[Begin Records to use]

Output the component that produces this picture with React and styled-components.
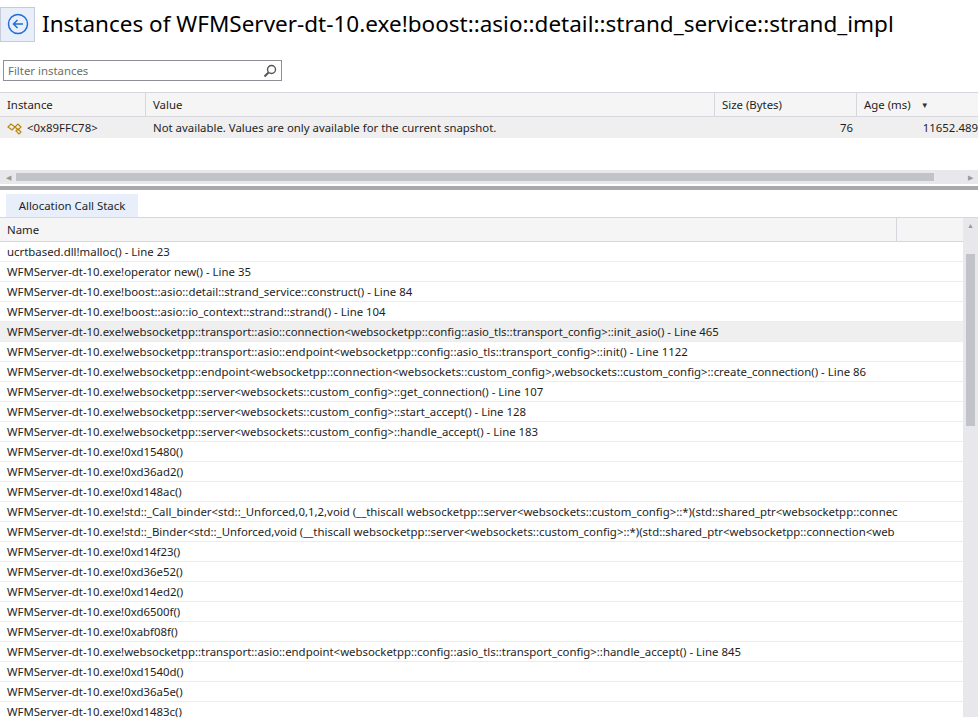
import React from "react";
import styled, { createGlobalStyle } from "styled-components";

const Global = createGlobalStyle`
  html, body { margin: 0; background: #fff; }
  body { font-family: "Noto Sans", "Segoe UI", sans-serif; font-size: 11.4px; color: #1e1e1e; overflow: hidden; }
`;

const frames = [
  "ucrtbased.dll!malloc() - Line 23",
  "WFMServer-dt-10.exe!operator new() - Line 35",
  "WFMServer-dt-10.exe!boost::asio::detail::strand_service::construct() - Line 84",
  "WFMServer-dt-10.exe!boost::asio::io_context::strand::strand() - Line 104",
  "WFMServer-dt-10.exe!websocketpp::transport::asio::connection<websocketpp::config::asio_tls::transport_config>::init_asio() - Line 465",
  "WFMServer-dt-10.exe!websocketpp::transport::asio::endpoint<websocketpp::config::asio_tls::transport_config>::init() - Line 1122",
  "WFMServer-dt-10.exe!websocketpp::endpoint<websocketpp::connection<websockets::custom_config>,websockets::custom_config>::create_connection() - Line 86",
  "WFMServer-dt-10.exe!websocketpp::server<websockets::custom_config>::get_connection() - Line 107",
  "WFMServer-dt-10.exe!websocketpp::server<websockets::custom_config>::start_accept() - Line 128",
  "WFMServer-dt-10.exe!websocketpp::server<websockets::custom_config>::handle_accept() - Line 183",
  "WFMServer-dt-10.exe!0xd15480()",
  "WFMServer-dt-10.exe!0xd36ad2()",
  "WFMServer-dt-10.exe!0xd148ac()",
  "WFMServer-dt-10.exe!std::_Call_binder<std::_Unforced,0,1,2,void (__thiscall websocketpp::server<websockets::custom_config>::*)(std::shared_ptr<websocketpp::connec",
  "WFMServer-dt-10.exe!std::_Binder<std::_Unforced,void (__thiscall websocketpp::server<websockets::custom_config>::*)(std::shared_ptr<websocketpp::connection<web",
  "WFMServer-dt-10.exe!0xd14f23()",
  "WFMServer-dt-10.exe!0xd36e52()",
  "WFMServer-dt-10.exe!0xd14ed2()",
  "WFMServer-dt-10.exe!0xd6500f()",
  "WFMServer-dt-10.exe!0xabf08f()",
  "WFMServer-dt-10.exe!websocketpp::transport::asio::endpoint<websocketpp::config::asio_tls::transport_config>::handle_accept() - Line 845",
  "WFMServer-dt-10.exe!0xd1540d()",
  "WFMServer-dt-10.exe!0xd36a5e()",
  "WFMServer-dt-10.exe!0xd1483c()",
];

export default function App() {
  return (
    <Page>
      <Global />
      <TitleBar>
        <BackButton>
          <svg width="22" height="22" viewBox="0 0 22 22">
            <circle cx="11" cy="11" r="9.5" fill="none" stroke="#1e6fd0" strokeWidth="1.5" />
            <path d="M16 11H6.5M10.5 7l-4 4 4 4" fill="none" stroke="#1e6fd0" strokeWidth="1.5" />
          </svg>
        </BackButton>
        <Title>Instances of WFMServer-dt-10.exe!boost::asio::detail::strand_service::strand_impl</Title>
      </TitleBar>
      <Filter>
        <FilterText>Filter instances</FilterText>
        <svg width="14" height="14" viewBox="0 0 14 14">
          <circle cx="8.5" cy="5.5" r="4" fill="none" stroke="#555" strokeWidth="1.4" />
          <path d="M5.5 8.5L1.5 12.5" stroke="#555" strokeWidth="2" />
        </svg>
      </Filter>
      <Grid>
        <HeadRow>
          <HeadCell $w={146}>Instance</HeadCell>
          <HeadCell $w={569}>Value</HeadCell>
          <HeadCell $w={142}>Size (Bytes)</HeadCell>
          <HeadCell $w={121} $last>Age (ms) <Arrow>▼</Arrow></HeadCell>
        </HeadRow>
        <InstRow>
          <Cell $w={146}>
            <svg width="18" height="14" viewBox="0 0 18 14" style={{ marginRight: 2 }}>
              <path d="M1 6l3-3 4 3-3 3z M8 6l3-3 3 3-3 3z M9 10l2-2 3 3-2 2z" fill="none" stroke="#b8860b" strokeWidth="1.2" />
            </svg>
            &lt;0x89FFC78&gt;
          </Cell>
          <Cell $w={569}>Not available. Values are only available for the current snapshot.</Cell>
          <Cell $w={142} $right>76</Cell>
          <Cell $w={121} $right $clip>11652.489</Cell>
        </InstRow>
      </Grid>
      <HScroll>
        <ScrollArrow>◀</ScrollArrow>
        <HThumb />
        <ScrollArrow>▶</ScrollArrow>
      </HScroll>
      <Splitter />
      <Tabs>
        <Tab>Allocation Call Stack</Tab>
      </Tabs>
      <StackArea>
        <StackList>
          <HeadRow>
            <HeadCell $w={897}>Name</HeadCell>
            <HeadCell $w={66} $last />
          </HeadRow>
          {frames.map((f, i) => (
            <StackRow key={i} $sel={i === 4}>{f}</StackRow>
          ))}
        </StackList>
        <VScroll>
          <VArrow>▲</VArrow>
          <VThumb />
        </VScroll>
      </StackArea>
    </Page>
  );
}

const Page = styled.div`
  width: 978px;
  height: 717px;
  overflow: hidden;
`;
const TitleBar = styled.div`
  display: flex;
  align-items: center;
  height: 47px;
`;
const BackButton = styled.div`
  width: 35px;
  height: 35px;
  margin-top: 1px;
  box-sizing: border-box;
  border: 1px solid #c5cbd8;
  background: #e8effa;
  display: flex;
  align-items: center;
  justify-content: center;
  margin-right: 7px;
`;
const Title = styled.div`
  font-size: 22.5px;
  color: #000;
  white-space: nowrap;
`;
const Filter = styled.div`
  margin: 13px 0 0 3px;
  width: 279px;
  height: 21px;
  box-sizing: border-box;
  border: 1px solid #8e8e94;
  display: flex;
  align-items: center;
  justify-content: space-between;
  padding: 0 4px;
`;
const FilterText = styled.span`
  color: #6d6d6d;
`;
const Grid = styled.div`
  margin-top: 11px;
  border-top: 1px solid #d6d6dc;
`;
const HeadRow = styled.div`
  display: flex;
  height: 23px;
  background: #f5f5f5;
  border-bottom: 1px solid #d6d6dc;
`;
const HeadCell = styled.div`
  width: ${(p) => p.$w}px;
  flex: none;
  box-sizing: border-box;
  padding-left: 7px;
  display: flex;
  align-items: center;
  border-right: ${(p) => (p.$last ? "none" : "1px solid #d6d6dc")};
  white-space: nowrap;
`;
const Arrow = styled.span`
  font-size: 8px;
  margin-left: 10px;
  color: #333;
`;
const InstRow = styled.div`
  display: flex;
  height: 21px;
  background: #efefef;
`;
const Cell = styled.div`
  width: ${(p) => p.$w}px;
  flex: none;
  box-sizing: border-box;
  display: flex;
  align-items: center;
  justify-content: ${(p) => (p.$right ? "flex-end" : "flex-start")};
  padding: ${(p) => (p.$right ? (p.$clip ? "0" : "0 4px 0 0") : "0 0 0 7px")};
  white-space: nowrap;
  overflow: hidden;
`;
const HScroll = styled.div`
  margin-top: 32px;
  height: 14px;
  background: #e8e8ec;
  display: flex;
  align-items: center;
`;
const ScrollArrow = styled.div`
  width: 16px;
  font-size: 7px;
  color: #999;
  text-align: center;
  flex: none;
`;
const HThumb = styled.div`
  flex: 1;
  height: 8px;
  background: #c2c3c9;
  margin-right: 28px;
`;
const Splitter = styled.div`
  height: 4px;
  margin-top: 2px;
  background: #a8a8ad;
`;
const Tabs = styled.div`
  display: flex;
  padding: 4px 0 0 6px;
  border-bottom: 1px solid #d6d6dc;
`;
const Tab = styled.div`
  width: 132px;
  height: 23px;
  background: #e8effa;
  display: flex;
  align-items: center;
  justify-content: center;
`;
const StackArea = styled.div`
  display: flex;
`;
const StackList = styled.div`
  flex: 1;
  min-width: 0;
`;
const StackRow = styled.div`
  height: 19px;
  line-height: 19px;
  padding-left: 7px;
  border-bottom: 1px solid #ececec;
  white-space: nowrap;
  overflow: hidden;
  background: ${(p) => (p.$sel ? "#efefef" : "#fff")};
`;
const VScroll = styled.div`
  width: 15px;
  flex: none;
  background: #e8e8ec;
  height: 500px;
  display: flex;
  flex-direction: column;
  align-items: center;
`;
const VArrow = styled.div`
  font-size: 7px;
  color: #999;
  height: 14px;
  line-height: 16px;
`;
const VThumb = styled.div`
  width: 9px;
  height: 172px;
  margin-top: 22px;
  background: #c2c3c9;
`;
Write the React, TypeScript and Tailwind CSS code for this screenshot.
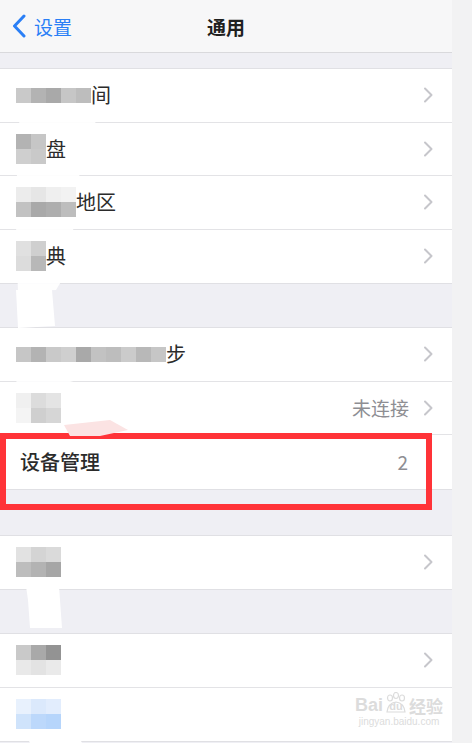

[End Records to use]

**Instruction**
Gather each line from the entries above that includes the word "React".

**Answer below**
Output the component that produces this picture with React and styled-components.
import React from "react";
Write the React, TypeScript and Tailwind CSS code for this screenshot.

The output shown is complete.